Linux distribution by Intel

Clear Linux OS (Note: Clear Linux was referred to in early documentation as Clear Linux OS, later as Clear Linux* OS with a corresponding footnote acknowledging that the rights to "Linux" may be possessed by others. Clear Linux OS has been referred to, in the literature, as Clear Linux™ OS, Clear Linux* OS, Clear Linux OS, Clear Linux* and Clear Linux.) is a discontinued Linux distribution, once developed and maintained on Intel's 01.org open-source platform, and optimized for Intel's microprocessors with an emphasis on performance and security. Its optimizations were also effective on AMD systems. Clear Linux OS followed a rolling release model. Clear Linux OS was not intended to be a general-purpose Linux distribution; it was designed to be used by IT professionals for DevOps, AI application development, cloud computing, and containers.

== History ==
In 2015, Intel introduced Clear Linux OS at OpenStack Summit 2015, Vancouver initially, it was limited to cloud usage. Intel began the Clear Containers project to address container security.

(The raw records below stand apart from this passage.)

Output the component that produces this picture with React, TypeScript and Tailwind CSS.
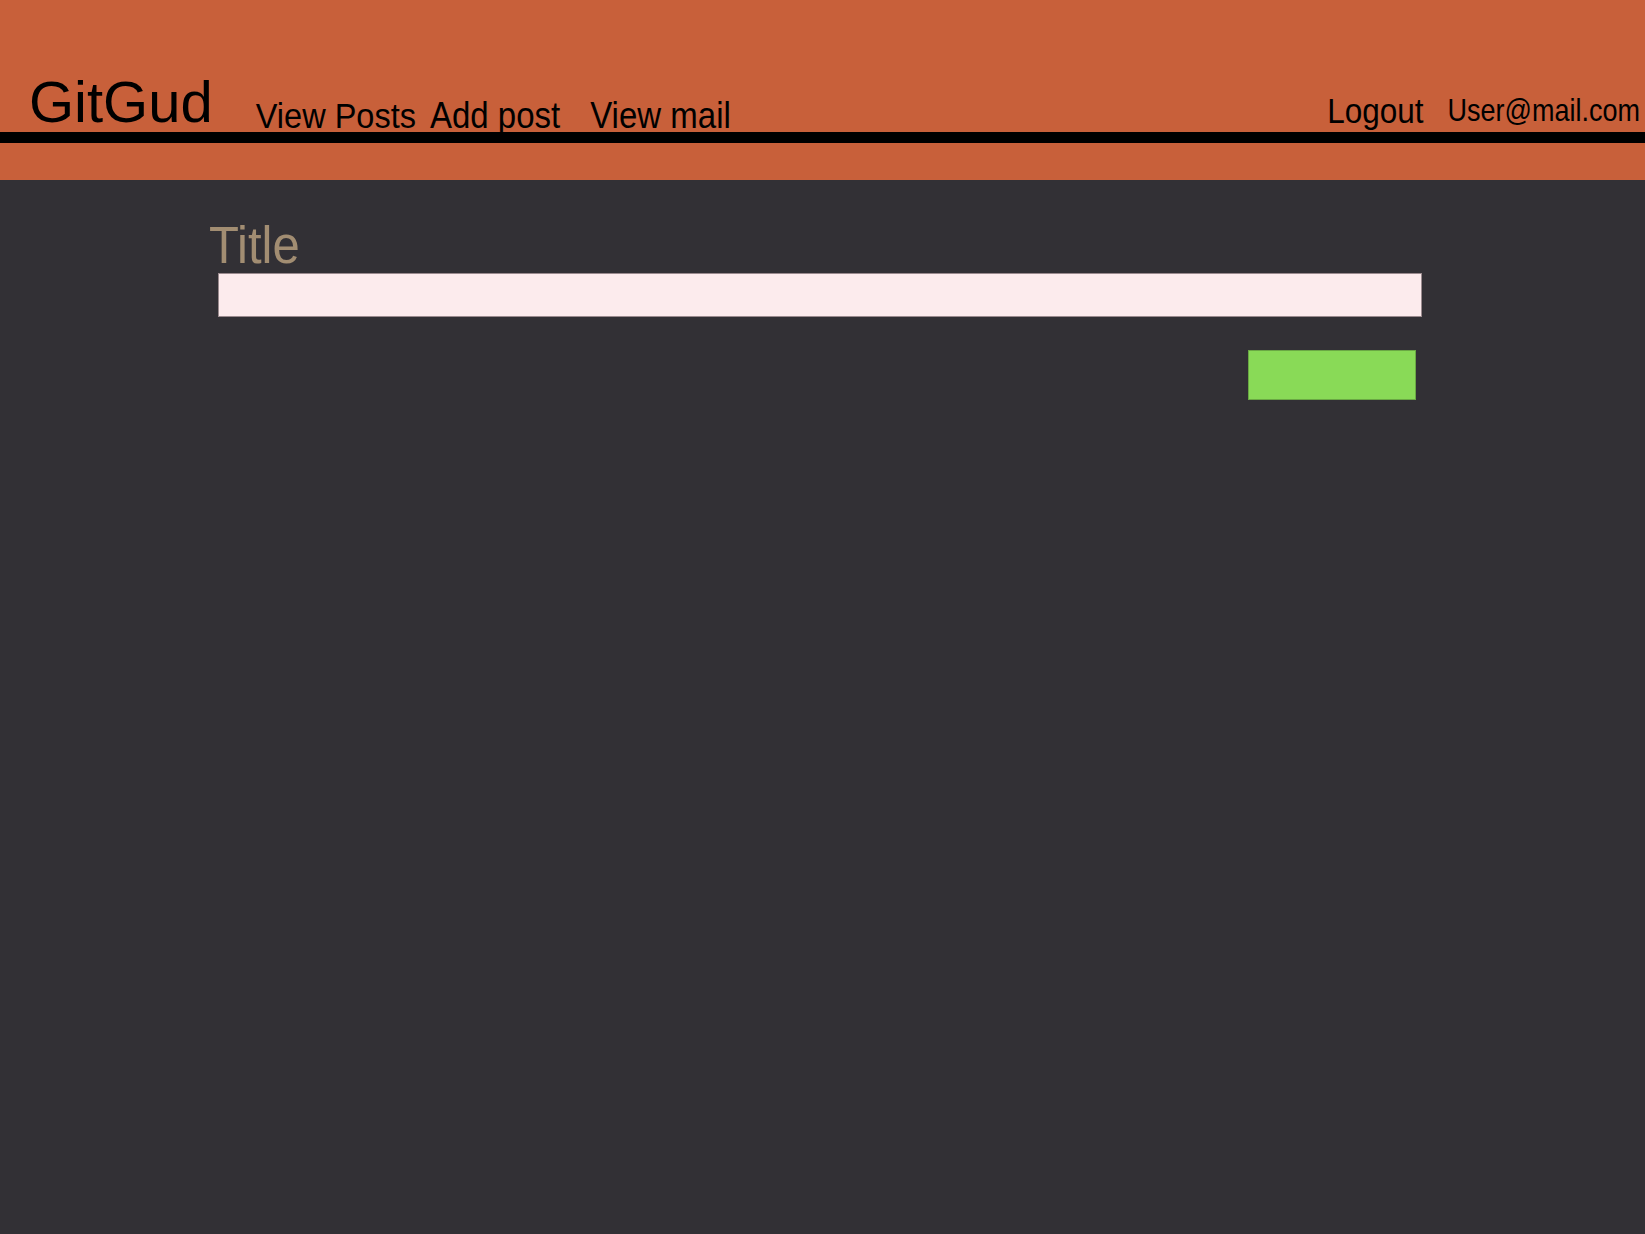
export default function App() {
  return (
    <div className="min-h-[1234px] w-full bg-[#323035] font-['Liberation_Sans',Arial,sans-serif]">
      <header className="flex h-[180px] flex-col bg-[#c8603a]">
        <div className="flex h-[132px] items-end pr-[5px] pl-[29px] text-black">
          <a className="mb-[1px] text-[58px] leading-none">GitGud</a>
          <nav className="flex items-end">
            <a className="ml-[43px] text-[32.5px] leading-none scale-y-110">View Posts</a>
            <a className="ml-[14px] text-[33px] leading-none scale-y-110">Add post</a>
            <a className="ml-[30px] text-[33px] leading-none scale-y-110">View mail</a>
          </nav>
          <a className="mb-[5px] ml-auto text-[31.5px] leading-none scale-y-110">Logout</a>
          <span className="mb-[7px] ml-[24px] text-[27px] leading-none scale-y-115">User@mail.com</span>
        </div>
        <div className="h-[11px] w-full bg-black" />
      </header>
      <main className="flex flex-col pt-[42px] pl-[218px]">
        <label className="-ml-[9px] text-[49px] leading-none text-[#a28d72] scale-y-105 origin-bottom">Title</label>
        <input
          type="text"
          className="mt-[2px] h-[44px] w-[1204px] border border-[#9a8a8e] bg-[#fcebed] px-3 outline-none"
        />
        <div className="flex w-[1204px] justify-end pr-[6px]">
          <button className="mt-[33px] h-[50px] w-[168px] border border-[#6aa844] bg-[#89da57]" />
        </div>
      </main>
    </div>
  )
}
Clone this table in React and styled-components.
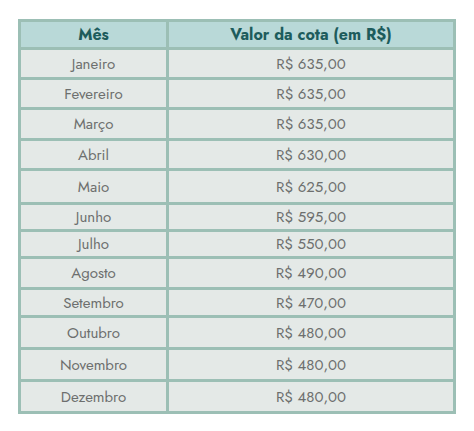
import React from 'react';
import styled, { createGlobalStyle } from 'styled-components';

// Page reset
const GlobalStyle = createGlobalStyle`
    html, body {
        margin: 0;
        padding: 0;
        background: #ffffff;
    }
`;

const Page = styled.div`
    padding: 19px 0 0 18px;
    font-family: 'Jost', 'Lato', 'Noto Sans', sans-serif;
`;

const Table = styled.table`
    width: 438px;
    border-collapse: collapse;
    border: 3px solid #9cbfb5;
    table-layout: fixed;
`;

const HeadCell = styled.th`
    background-color: #b9d9d8;
    color: #1d5c5c;
    font-weight: 700;
    font-size: 16px;
    text-align: center;
    padding: 0;
    border: 3px solid #9cbfb5;
    width: ${(p) => p.$width || 'auto'};
`;

const Cell = styled.td`
    background-color: #e4e9e7;
    color: #6d6f6e;
    font-size: 15px;
    font-weight: 400;
    text-align: center;
    padding: 0;
    border: 3px solid #9cbfb5;
`;

const Row = styled.tr`
    height: ${(p) => p.$h}px;
`;

const rows = [
    ['Janeiro', 'R$ 635,00', 30],
    ['Fevereiro', 'R$ 635,00', 30],
    ['Março', 'R$ 635,00', 31],
    ['Abril', 'R$ 630,00', 30],
    ['Maio', 'R$ 625,00', 34],
    ['Junho', 'R$ 595,00', 27],
    ['Julho', 'R$ 550,00', 27],
    ['Agosto', 'R$ 490,00', 31],
    ['Setembro', 'R$ 470,00', 28],
    ['Outubro', 'R$ 480,00', 32],
    ['Novembro', 'R$ 480,00', 32],
    ['Dezembro', 'R$ 480,00', 32],
];

const App = () => {
    return (
        <Page>
            <GlobalStyle />
            <Table>
                <thead>
                    <Row $h={28}>
                        <HeadCell $width="145px">Mês</HeadCell>
                        <HeadCell>Valor da cota (em R$)</HeadCell>
                    </Row>
                </thead>
                <tbody>
                    {rows.map(([month, value, h]) => (
                        <Row key={month} $h={h}>
                            <Cell>{month}</Cell>
                            <Cell>{value}</Cell>
                        </Row>
                    ))}
                </tbody>
            </Table>
        </Page>
    );
};

export default App;
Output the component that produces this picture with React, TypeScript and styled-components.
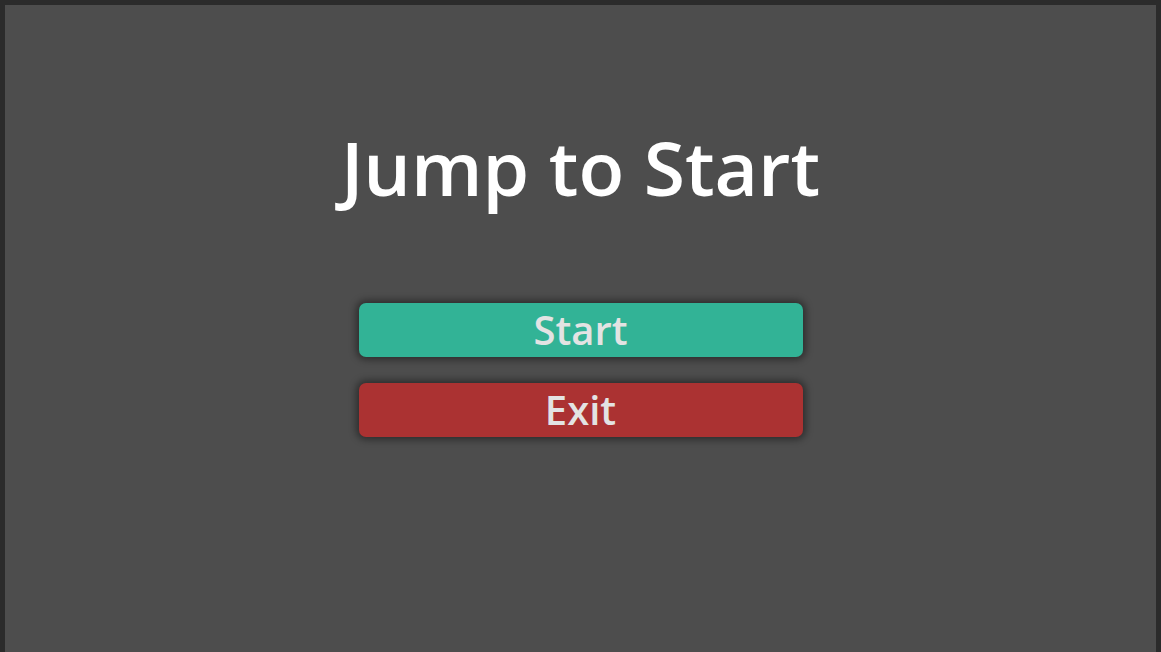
import React from "react";
import styled, { createGlobalStyle } from "styled-components";

const Global = createGlobalStyle`
  html, body { margin: 0; padding: 0; background: #2b2b2b; }
  body { font-family: "Open Sans", "Noto Sans", sans-serif; }
`;

const Frame = styled.div`
  box-sizing: border-box;
  width: 1161px;
  height: 652px;
  border: 5px solid #2b2b2b;
  border-bottom: none;
  background: #4d4d4d;
  display: flex;
  flex-direction: column;
  align-items: center;
`;

const Title = styled.h1`
  margin: 106px 0 0;
  font-family: "Open Sans", sans-serif;
  font-weight: 600;
  font-size: 75px;
  line-height: 112px;
  color: #ffffff;
`;

const Menu = styled.div`
  margin-top: 80px;
  display: flex;
  flex-direction: column;
  gap: 26px;
`;

const MenuButton = styled.button<{ $bg: string }>`
  width: 444px;
  height: 54px;
  border: none;
  border-radius: 7px;
  background: ${(p) => p.$bg};
  box-shadow: 0 0 7px 3px rgba(0, 0, 0, 0.4);
  color: #e3e3e3;
  font-family: "Open Sans", sans-serif;
  font-weight: 600;
  font-size: 40px;
  line-height: 54px;
  padding: 0;
  cursor: pointer;
`;

export default function App() {
  return (
    <>
      <Global />
      <Frame>
        <Title>Jump to Start</Title>
        <Menu>
          <MenuButton $bg="#32b396">Start</MenuButton>
          <MenuButton $bg="#ab3232">Exit</MenuButton>
        </Menu>
      </Frame>
    </>
  );
}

In 2015, originally, Clear Linux OS was deployed as a single monolithic unit. In May 2019, Clear Linux OS released a new Desktop Installer and started a Help Forum.

On July 18, 2025, Intel announced the end of support Clear Linux OS, effective immediately.

On March 1, 2026, it was reported that Intel had silently taken down the Clear Linux OS website. The archived assets relevant to the project remain available on GitHub.

Clear Linux OS is available via Microsoft Azure marketplace, and Amazon Web Services marketplace.

== Requirements ==
Clear Linux OS supports 2nd generation Intel Core (Sandy Bridge) CPUs and later, Xeon E3 and later, and Silvermont-based Intel Atom C2000 and E3800 processors. An installed system is booted via the EFI boot loader or via systemd-boot. Minimum system requirements are SSE4 and CLMUL (carry-less multiplication), as well as UEFI.

== Features ==
Clear Linux OS uses reference stacks to install images that are optimized and tested together for specific use-cases. It also utilizes a strict separation between User data and System config files, called stateless, so that even a misconfigured system will still boot correctly and then perform a factory reset so it can be reconfigured.

=== Desktop ===
By default, Clear Linux OS ships with the GNOME desktop environment and most graphical effects are disabled. KDE Plasma and Xfce are also available for installation.

=== Package management ===
Packages are usually installed and updated through bundles with the help of swupd, which is described as an OS-level software update program, using delta updates to minimize update size. Flatpak is also preinstalled and can be used to install and use packages.

Mixer is the tool for creating 3rd-party-bundles, which can then be installed using swupd.